= TASK OBJECTIVE =
Find each line containing the string "page". Copy it.

= RECORD LIST =

------------------------------------

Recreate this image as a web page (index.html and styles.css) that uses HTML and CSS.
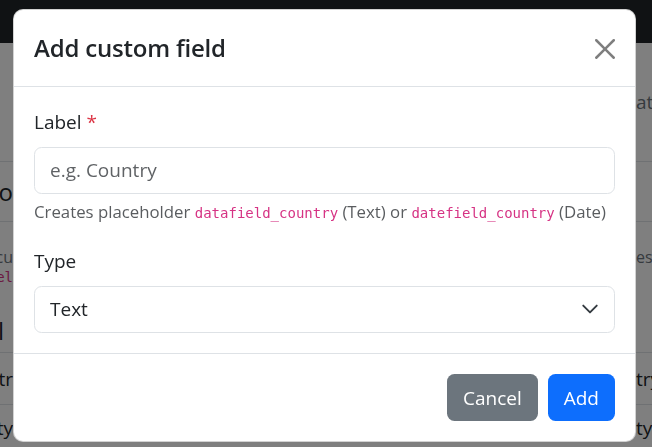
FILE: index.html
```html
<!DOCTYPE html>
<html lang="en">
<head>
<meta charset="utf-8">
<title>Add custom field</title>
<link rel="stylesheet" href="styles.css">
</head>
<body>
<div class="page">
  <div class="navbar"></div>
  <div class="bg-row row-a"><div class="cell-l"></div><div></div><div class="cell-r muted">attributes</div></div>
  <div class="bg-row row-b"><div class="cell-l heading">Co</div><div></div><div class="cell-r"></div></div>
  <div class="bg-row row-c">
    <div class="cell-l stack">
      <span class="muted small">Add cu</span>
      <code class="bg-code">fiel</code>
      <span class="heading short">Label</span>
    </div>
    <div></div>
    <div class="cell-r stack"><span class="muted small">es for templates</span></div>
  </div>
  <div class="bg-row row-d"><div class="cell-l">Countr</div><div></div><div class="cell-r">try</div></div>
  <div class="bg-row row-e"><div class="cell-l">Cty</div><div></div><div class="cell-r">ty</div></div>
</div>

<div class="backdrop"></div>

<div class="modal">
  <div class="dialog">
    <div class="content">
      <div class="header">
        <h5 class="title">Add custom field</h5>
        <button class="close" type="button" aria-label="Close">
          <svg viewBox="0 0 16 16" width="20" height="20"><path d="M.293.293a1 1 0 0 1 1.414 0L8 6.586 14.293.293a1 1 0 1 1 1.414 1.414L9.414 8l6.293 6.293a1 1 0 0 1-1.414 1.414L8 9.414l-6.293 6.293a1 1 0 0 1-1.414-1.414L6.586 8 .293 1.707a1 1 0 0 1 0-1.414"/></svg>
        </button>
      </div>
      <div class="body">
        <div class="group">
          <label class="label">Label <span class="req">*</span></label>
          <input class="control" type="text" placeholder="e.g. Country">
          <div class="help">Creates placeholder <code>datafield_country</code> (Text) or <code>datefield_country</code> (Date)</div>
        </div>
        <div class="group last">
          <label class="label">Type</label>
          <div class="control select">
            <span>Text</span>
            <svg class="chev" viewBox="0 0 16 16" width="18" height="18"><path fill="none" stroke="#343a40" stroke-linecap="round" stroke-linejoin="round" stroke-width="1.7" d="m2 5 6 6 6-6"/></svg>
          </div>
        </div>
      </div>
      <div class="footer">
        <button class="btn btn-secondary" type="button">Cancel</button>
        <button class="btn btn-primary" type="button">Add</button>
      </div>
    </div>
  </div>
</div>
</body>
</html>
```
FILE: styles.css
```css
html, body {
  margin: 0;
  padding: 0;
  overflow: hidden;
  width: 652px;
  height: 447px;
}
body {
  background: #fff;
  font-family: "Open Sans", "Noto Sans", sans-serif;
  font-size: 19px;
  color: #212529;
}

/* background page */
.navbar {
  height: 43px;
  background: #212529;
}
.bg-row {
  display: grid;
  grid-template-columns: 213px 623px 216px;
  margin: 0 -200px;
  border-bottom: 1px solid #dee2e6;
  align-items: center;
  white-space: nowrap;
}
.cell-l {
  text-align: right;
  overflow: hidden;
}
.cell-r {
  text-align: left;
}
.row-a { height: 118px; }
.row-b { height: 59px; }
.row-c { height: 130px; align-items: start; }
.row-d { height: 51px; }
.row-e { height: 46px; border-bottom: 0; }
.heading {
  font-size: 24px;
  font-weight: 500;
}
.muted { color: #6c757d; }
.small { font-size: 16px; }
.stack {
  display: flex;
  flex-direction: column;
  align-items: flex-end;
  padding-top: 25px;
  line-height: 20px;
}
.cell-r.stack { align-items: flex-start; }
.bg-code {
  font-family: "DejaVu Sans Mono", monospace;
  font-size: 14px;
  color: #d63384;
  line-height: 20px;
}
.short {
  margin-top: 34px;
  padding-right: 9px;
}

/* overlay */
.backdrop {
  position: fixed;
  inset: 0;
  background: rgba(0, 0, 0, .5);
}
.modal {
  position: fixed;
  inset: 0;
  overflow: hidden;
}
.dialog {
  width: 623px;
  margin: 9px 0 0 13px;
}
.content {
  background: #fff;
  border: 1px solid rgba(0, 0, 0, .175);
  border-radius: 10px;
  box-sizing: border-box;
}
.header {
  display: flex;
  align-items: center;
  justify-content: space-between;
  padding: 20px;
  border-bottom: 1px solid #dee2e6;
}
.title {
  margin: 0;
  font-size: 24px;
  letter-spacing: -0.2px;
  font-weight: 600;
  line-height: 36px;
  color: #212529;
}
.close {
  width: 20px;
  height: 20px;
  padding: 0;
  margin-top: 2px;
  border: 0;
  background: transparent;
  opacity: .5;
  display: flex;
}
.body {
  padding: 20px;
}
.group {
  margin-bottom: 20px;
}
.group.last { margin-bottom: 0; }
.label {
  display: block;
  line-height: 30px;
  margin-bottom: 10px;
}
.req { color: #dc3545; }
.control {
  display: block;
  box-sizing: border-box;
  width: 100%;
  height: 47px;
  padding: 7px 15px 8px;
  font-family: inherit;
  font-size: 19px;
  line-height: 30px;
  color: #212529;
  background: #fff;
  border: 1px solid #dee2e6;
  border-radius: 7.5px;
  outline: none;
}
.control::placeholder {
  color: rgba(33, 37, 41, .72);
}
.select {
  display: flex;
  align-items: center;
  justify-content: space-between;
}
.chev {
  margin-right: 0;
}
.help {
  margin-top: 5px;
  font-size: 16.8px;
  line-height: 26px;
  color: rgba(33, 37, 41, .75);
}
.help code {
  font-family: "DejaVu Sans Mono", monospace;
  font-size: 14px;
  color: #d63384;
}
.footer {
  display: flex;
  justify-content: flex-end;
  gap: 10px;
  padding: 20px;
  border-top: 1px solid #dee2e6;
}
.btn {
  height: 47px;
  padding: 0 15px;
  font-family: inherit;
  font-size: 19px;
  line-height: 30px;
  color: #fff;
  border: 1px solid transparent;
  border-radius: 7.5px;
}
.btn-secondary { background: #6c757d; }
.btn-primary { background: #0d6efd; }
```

------------------------------------

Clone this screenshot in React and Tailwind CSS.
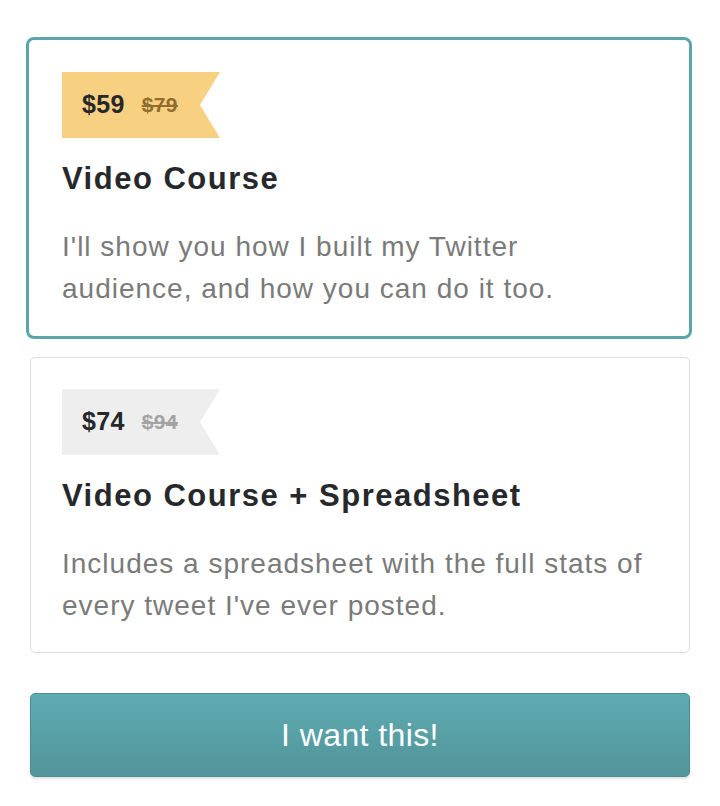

------------------------------------

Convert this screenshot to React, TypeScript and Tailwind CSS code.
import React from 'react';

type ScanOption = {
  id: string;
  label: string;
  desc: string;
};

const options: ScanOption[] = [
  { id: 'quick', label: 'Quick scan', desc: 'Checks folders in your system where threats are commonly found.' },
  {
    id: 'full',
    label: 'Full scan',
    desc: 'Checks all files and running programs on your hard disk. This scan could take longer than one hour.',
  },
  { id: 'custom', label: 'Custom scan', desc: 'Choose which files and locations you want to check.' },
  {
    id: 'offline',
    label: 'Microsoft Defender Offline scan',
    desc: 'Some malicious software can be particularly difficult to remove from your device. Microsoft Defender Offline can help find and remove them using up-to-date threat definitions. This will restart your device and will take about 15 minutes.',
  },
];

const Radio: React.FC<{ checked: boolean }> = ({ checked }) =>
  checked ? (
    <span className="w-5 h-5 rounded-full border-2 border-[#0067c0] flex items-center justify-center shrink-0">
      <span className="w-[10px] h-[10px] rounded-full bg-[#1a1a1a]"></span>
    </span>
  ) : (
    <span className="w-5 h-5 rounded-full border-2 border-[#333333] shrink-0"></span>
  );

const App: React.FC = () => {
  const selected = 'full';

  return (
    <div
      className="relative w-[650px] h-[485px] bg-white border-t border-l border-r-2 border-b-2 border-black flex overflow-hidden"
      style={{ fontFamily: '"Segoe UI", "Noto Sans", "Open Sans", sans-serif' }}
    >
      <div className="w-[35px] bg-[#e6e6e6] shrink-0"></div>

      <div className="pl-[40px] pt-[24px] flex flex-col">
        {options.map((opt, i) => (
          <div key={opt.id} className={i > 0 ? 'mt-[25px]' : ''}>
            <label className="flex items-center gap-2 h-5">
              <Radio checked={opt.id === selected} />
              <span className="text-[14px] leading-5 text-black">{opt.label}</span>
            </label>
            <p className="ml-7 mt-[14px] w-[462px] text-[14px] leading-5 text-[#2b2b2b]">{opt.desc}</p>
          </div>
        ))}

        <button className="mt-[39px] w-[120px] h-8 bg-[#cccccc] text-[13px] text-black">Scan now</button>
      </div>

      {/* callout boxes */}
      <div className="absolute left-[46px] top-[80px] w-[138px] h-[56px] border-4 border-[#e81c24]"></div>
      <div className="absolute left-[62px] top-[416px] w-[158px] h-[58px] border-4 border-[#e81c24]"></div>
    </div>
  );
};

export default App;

------------------------------------

= THE REPLY =
Recreate this image as a web page (index.html and styles.css) that uses HTML and CSS.
<div class="page">
/* background page */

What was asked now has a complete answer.